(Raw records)

⁂

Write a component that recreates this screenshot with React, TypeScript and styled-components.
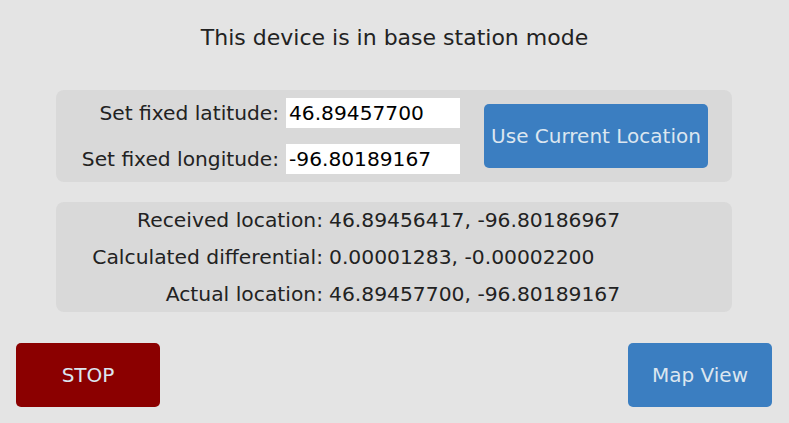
import React from "react";
import styled, { createGlobalStyle } from "styled-components";

const Global = createGlobalStyle`
  html, body { margin: 0; padding: 0; background: #e4e4e4; }
  body { font-family: "DejaVu Sans", sans-serif; color: #222; }
`;

const Page = styled.div`
  width: 789px;
  height: 423px;
  box-sizing: border-box;
  display: flex;
  flex-direction: column;
  background: #e4e4e4;
`;

const Title = styled.h1`
  margin: 0;
  padding-top: 24px;
  height: 64px;
  box-sizing: border-box;
  font-size: 22px;
  line-height: 28px;
  font-weight: normal;
  text-align: center;
  color: #222;
`;

const Panel = styled.section<{ $mt: number; $h: number }>`
  margin: ${(p) => p.$mt}px 57px 0 56px;
  height: ${(p) => p.$h}px;
  background: #d9d9d9;
  border-radius: 8px;
  box-sizing: border-box;
`;

const SetPanel = styled(Panel)`
  display: flex;
  align-items: center;
  padding: 0 24px 0 0;
`;

const FieldGrid = styled.div`
  display: grid;
  grid-template-columns: 223px 174px;
  column-gap: 7px;
  row-gap: 16px;
  align-items: center;
`;

const Label = styled.span`
  font-size: 20.2px;
  text-align: right;
  color: #222;
`;

const Field = styled.input`
  height: 30px;
  border: none;
  outline: none;
  padding: 0 3px;
  box-sizing: border-box;
  font-family: "DejaVu Sans", sans-serif;
  font-size: 20.2px;
  color: #000;
  background: #fff;
  width: 174px;
`;

const Button = styled.button<{ $bg: string; $w: number }>`
  width: ${(p) => p.$w}px;
  height: 64px;
  border: none;
  border-radius: 5px;
  background: ${(p) => p.$bg};
  color: #dce6f0;
  font-family: "DejaVu Sans", sans-serif;
  font-size: 20px;
  padding: 0;
`;

const UseButton = styled(Button)`
  margin-left: auto;
`;

const InfoGrid = styled.div`
  display: grid;
  grid-template-columns: 267px auto;
  column-gap: 6px;
  padding-top: 6px;
`;

const InfoLabel = styled.span`
  font-size: 20.3px;
  text-align: right;
  height: 37px;
  line-height: 24px;
`;

const InfoValue = styled.span`
  font-size: 20.3px;
  height: 37px;
  line-height: 24px;
`;

const Footer = styled.div`
  display: flex;
  justify-content: space-between;
  padding: 31px 17px 0 16px;
`;

export default function App() {
  const rows: [string, string][] = [
    ["Received location:", "46.89456417, -96.80186967"],
    ["Calculated differential:", "0.00001283, -0.00002200"],
    ["Actual location:", "46.89457700, -96.80189167"],
  ];
  return (
    <Page>
      <Global />
      <Title>This device is in base station mode</Title>
      <SetPanel $mt={26} $h={92}>
        <FieldGrid>
          <Label>Set fixed latitude:</Label>
          <Field defaultValue="46.89457700" />
          <Label>Set fixed longitude:</Label>
          <Field defaultValue="-96.80189167" />
        </FieldGrid>
        <UseButton $bg="#3b7ec1" $w={224}>Use Current Location</UseButton>
      </SetPanel>
      <Panel $mt={20} $h={110}>
        <InfoGrid>
          {rows.map(([l, v]) => (
            <React.Fragment key={l}>
              <InfoLabel>{l}</InfoLabel>
              <InfoValue>{v}</InfoValue>
            </React.Fragment>
          ))}
        </InfoGrid>
      </Panel>
      <Footer>
        <Button $bg="#8b0000" $w={144}>STOP</Button>
        <Button $bg="#3b7ec1" $w={144}>Map View</Button>
      </Footer>
    </Page>
  );
}
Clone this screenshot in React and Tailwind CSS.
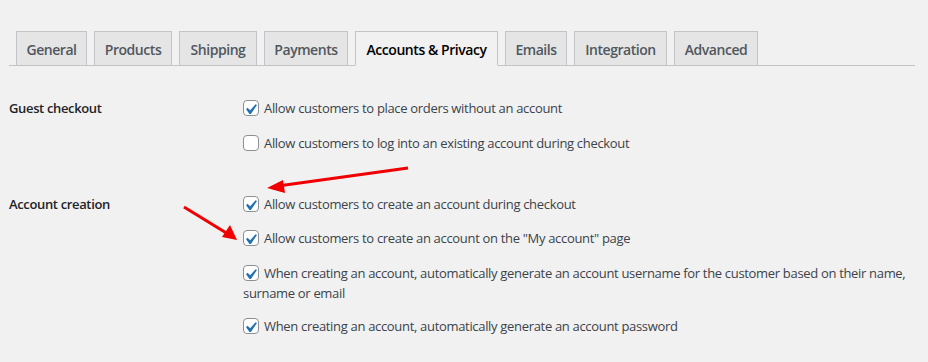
import React from 'react'

const tabs = [
  ['General', 71],
  ['Products', 78],
  ['Shipping', 78],
  ['Payments', 84],
  ['Accounts & Privacy', 143, true],
  ['Emails', 62],
  ['Integration', 93],
  ['Advanced', 84],
]

function Check({ checked }) {
  return (
    <span className="relative inline-block w-4 h-4 mr-[5px] align-[-3px] rounded-[4px] border border-[#8c8f94] bg-white">
      {checked && (
        <svg width="21" height="21" viewBox="0 0 20 20" className="absolute left-[-4px] top-[-2px]">
          <path d="M14.83 4.89l1.34.94-5.81 8.38H9.02L5.78 9.67l1.34-1.25 2.57 2.4z" fill="#2271b1" />
        </svg>
      )}
    </span>
  )
}

function Option({ checked, children }) {
  return (
    <div className="text-[13px] leading-5 tracking-[-0.32px] text-[#3c434a]">
      <Check checked={checked} />
      {children}
    </div>
  )
}

export default function App() {
  return (
    <div className="relative w-[928px] h-[362px] bg-[#f1f1f1] overflow-hidden" style={{ fontFamily: '"Open Sans", "Noto Sans", sans-serif' }}>
      {/* tabs */}
      <div className="ml-[9px] mr-[13px] pt-[31px] flex gap-[7px] pl-[7px] border-b border-[#c3c4c7]">
        {tabs.map(([name, w, active]) => (
          <div
            key={name}
            style={{ width: w }}
            className={
              'h-[35px] -mb-px pt-px border border-[#c3c4c7] flex items-center justify-center text-[14px] font-semibold tracking-[-0.45px] ' +
              (active ? 'bg-[#f1f1f1] border-b-[#f1f1f1] text-black' : 'bg-[#e5e5e5] text-[#50575e]')
            }
          >
            {name}
          </div>
        ))}
      </div>

      {/* settings */}
      <div className="pl-[9px] pt-[32px]">
        <div className="flex">
          <div className="w-[234px] text-[13px] leading-5 font-semibold tracking-[-0.35px] text-[#1d2327]">Guest checkout</div>
          <div className="flex flex-col gap-[15px] w-[672px]">
            <Option checked>Allow customers to place orders without an account</Option>
            <Option>Allow customers to log into an existing account during checkout</Option>
          </div>
        </div>

        <div className="flex mt-[41px]">
          <div className="w-[234px] text-[13px] leading-5 font-semibold tracking-[-0.35px] text-[#1d2327]">Account creation</div>
          <div className="flex flex-col gap-[14px] w-[672px]">
            <Option checked>Allow customers to create an account during checkout</Option>
            <Option checked>Allow customers to create an account on the "My account" page</Option>
            <div className="mt-px">
              <Option checked>
                When creating an account, automatically generate an account username for the customer based on their name, surname or email
              </Option>
            </div>
            <div className="-mt-px">
              <Option checked>When creating an account, automatically generate an account password</Option>
            </div>
          </div>
        </div>
      </div>

      {/* annotation arrows */}
      <svg className="absolute inset-0 pointer-events-none" width="928" height="362">
        <line x1="408" y1="168" x2="278" y2="186" stroke="#f00000" strokeWidth="3" />
        <polygon points="267,188 283,180 285,193" fill="#f00000" />
        <line x1="184" y1="207" x2="228" y2="234" stroke="#f00000" strokeWidth="3" />
        <polygon points="237,240 222,237 230,225" fill="#f00000" />
      </svg>
    </div>
  )
}
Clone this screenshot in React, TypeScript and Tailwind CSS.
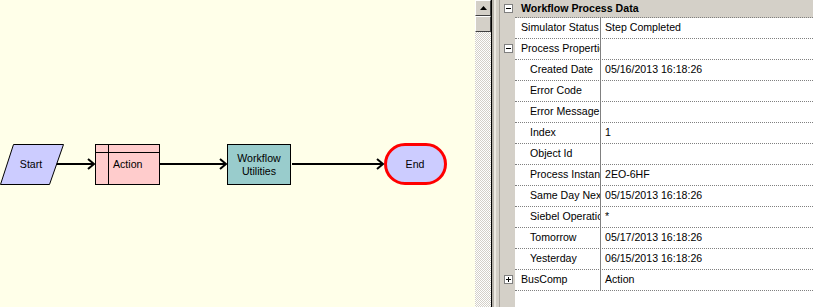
import clsx from "clsx";

type Prop = { label: string; value?: string; level?: number; toggle?: "minus" | "plus" };

const props: Prop[] = [
  { label: "Simulator Status", value: "Step Completed" },
  { label: "Process Properties", toggle: "minus" },
  { label: "Created Date", value: "05/16/2013 16:18:26", level: 1 },
  { label: "Error Code", level: 1 },
  { label: "Error Message", level: 1 },
  { label: "Index", value: "1", level: 1 },
  { label: "Object Id", level: 1 },
  { label: "Process Instance", value: "2EO-6HF", level: 1 },
  { label: "Same Day Next Day", value: "05/15/2013 16:18:26", level: 1 },
  { label: "Siebel Operation", value: "*", level: 1 },
  { label: "Tomorrow", value: "05/17/2013 16:18:26", level: 1 },
  { label: "Yesterday", value: "06/15/2013 16:18:26", level: 1 },
  { label: "BusComp", value: "Action", toggle: "plus" },
];

function Toggle({ kind }: { kind: "minus" | "plus" }) {
  return (
    <div className="relative h-[9px] w-[9px] border border-[#808080] bg-white">
      <div className="absolute left-[1px] top-[3px] h-px w-[5px] bg-black" />
      {kind === "plus" && <div className="absolute left-[3px] top-[1px] h-[5px] w-px bg-black" />}
    </div>
  );
}

function Diagram() {
  const font = { fontFamily: "'Liberation Sans', Arial, sans-serif", fontSize: 10.6 };
  return (
    <svg width="475" height="307" className="block">
      <g stroke="#000" strokeWidth="2" fill="none">
        <line x1="55" y1="164" x2="94" y2="164" />
        <polyline points="88,159 94,164 88,169" />
        <line x1="160" y1="164" x2="226" y2="164" />
        <polyline points="220,159 226,164 220,169" />
        <line x1="292" y1="164" x2="383" y2="164" />
        <polyline points="377,159 383,164 377,169" />
      </g>
      <polygon points="13.5,144.5 63.5,144.5 49.5,184.5 0.5,184.5" fill="#ccccff" stroke="#000" />
      <text x="31" y="168" textAnchor="middle" style={font}>Start</text>

      <rect x="95.5" y="144.5" width="64" height="40" fill="#ffcccc" stroke="#000" />
      <line x1="95.5" y1="152.5" x2="159.5" y2="152.5" stroke="#000" />
      <line x1="108.5" y1="144.5" x2="108.5" y2="184.5" stroke="#000" />
      <text x="113" y="168" style={font}>Action</text>

      <rect x="227.5" y="144.5" width="63" height="40" fill="#99cccc" stroke="#000" />
      <text x="259" y="162" textAnchor="middle" style={font}>Workflow</text>
      <text x="259" y="175" textAnchor="middle" style={font}>Utilities</text>

      <rect x="385.5" y="144.5" width="60" height="39" rx="19.5" fill="#ccccff" stroke="#ff0000" strokeWidth="3" />
      <text x="415" y="168" textAnchor="middle" style={font}>End</text>
    </svg>
  );
}

export default function App() {
  return (
    <div className="flex h-[307px] w-[813px] overflow-hidden font-['Liberation_Sans',Arial,sans-serif] text-[10.6px] text-black">
      <div className="w-[475px] shrink-0 bg-[#ffffe9]">
        <Diagram />
      </div>

      {/* scrollbar */}
      <div className="flex w-[16px] shrink-0 flex-col">
        <div className="flex h-[16px] items-center justify-center border border-b-[#404040] border-l-white border-r-[#404040] border-t-white bg-[#d4d0c8]">
          <svg width="7" height="4">
            <polygon points="3.5,0 7,4 0,4" fill="#000" />
          </svg>
        </div>
        <div className="h-[16px] border border-b-[#404040] border-l-white border-r-[#404040] border-t-white bg-[#d4d0c8]" />
        <div className="flex-1 bg-[repeating-conic-gradient(#d4d0c8_0_25%,#ffffff_0_50%)] bg-[length:2px_2px]" />
      </div>

      {/* splitter */}
      <div className="w-px shrink-0 bg-black" />
      <div className="flex w-[8px] shrink-0">
        <div className="w-[2px] bg-[#b8b4ac]" />
        <div className="w-[2px] bg-[#ece9e2]" />
        <div className="w-[3px] bg-[#d4d0c8]" />
        <div className="w-px bg-[#a8a49c]" />
      </div>

      {/* property grid */}
      <div className="flex flex-1 flex-col bg-white">
        <div className="flex h-[18px] bg-[#d4d0c8]">
          <div className="flex w-[15px] shrink-0 items-center justify-end pb-px pr-[2px]">
            <Toggle kind="minus" />
          </div>
          <div className="flex flex-1 items-center border-b border-dotted border-[#808080] pl-[6px] font-bold">
            Workflow Process Data
          </div>
        </div>
        {props.map((p) => (
          <div key={p.label} className="flex h-[21px]">
            <div className="flex w-[15px] shrink-0 items-center justify-end bg-[#d4d0c8] pb-[2px] pr-[2px]">
              {p.toggle && <Toggle kind={p.toggle} />}
            </div>
            <div className="flex flex-1 border-b border-dotted border-[#808080]">
              <div
                className={clsx(
                  "flex w-[86px] shrink-0 items-center overflow-hidden whitespace-nowrap border-r border-solid border-[#808080]",
                  p.level ? "pl-[15px]" : "pl-[6px]"
                )}
              >
                {p.label}
              </div>
              <div className="flex flex-1 items-center overflow-hidden whitespace-nowrap pl-[4px]">{p.value}</div>
            </div>
          </div>
        ))}
        <div className="flex flex-1">
          <div className="w-[15px] shrink-0 bg-[#d4d0c8]" />
          <div className="flex-1" />
        </div>
      </div>
    </div>
  );
}
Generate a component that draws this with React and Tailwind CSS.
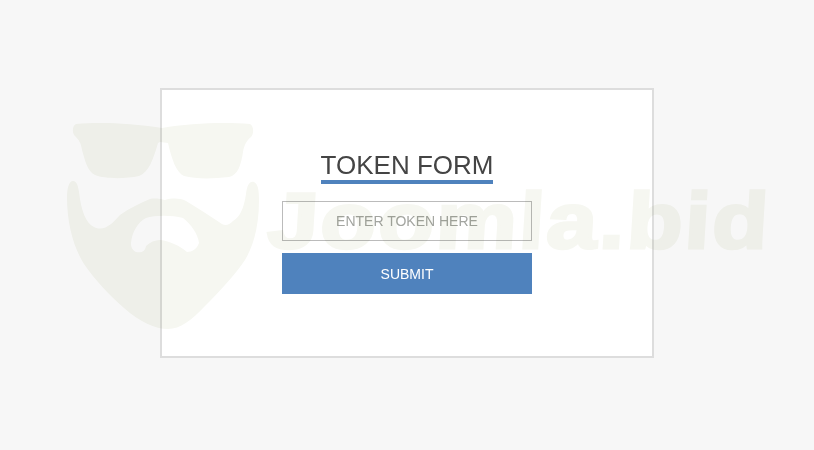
// App.jsx
const Watermark = () => (
  <div className="absolute inset-0 pointer-events-none mix-blend-multiply text-[#f6f7f1]">
    <svg className="absolute left-[60px] top-[118px]" width="205" height="216" viewBox="60 118 205 216" fill="currentColor">
      {/* lunettes */}
      <path d="M76 124 C100 122 130 123 162 128 C190 123 225 122 250 124 C254 126 254 134 251 137 C246 141 244 146 243 152 C241 165 238 175 229 177 C212 179 195 179 184 176 C176 172 172 160 168 143 L160 142 L158 143 C153 160 149 172 139 176 C125 179 105 179 95 175 C87 171 85 160 82 150 C81 143 79 140 75 136 C72 133 72 126 76 124 Z" />
      {/* barbe */}
      <path fillRule="evenodd" d="M73 181 C77 181 78 186 79 192 C81 210 86 224 94 227 C104 232 112 224 120 215 C130 208 140 203 150 199 C155 198 161 199 165 200 C172 198 180 198 186 201 C196 207 207 214 219 222 C224 226 228 226 233 221 C240 217 244 208 246 194 C247 186 249 181 254 182 C258 184 259 190 259 200 C259 225 254 245 245 260 C235 275 218 293 205 306 C192 320 180 329 168 329 C155 329 140 322 124 308 C110 296 95 280 84 264 C74 248 67 225 67 197 C67 188 69 181 73 181 Z M131 243 C132 232 138 222 146 218 C155 215 172 215 183 218 C191 224 198 234 199 243 C197 249 192 252 187 252 C180 246 170 241 160 240 C155 240 150 242 146 246 C145 252 141 253 136 252 C132 250 131 247 131 243 Z" />
    </svg>
    <span className="absolute left-[265px] top-[173px] font-bold text-[79px] leading-[96px] tracking-[2px] whitespace-nowrap scale-x-[1.15] -skew-x-3 origin-bottom-left [-webkit-text-stroke:3px_currentColor]">
      Joomla.bid
    </span>
  </div>
);

const App = () => {
  return (
    <div className="relative h-[450px] overflow-hidden bg-[#f7f7f7] pt-[88px] font-['Liberation_Sans',sans-serif]">
      <div className="mx-auto w-[494px] h-[270px] bg-white border-2 border-[#dddddd] flex flex-col items-center pt-[60px]">
        <h2 className="text-[26px] leading-[30px] text-[#444444] border-b-4 border-[#4f82bd]">TOKEN FORM</h2>
        <input
          type="text"
          placeholder="ENTER TOKEN HERE"
          className="mt-[17px] w-[250px] h-10 border border-[#bbbbbb] bg-transparent text-center text-sm placeholder:text-[#a3a5a0] outline-none"
        />
        <button className="mt-3 w-[250px] h-[41px] bg-[#4f82bd] text-white text-sm">SUBMIT</button>
      </div>
      <Watermark />
    </div>
  );
};

export default App;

⁂

◆ Set exercise ◆
Repeat exactly the lines above, from the line that contains "Clone this screenshot in React, TypeScript" down through the line that contains "string; value?: string;". Include both of those lines and none of the pictures.

◆ Result of the exercise ◆
Clone this screenshot in React, TypeScript and Tailwind CSS.
import clsx from "clsx";

type Prop = { label: string; value?: string; level?: number; toggle?: "minus" | "plus" };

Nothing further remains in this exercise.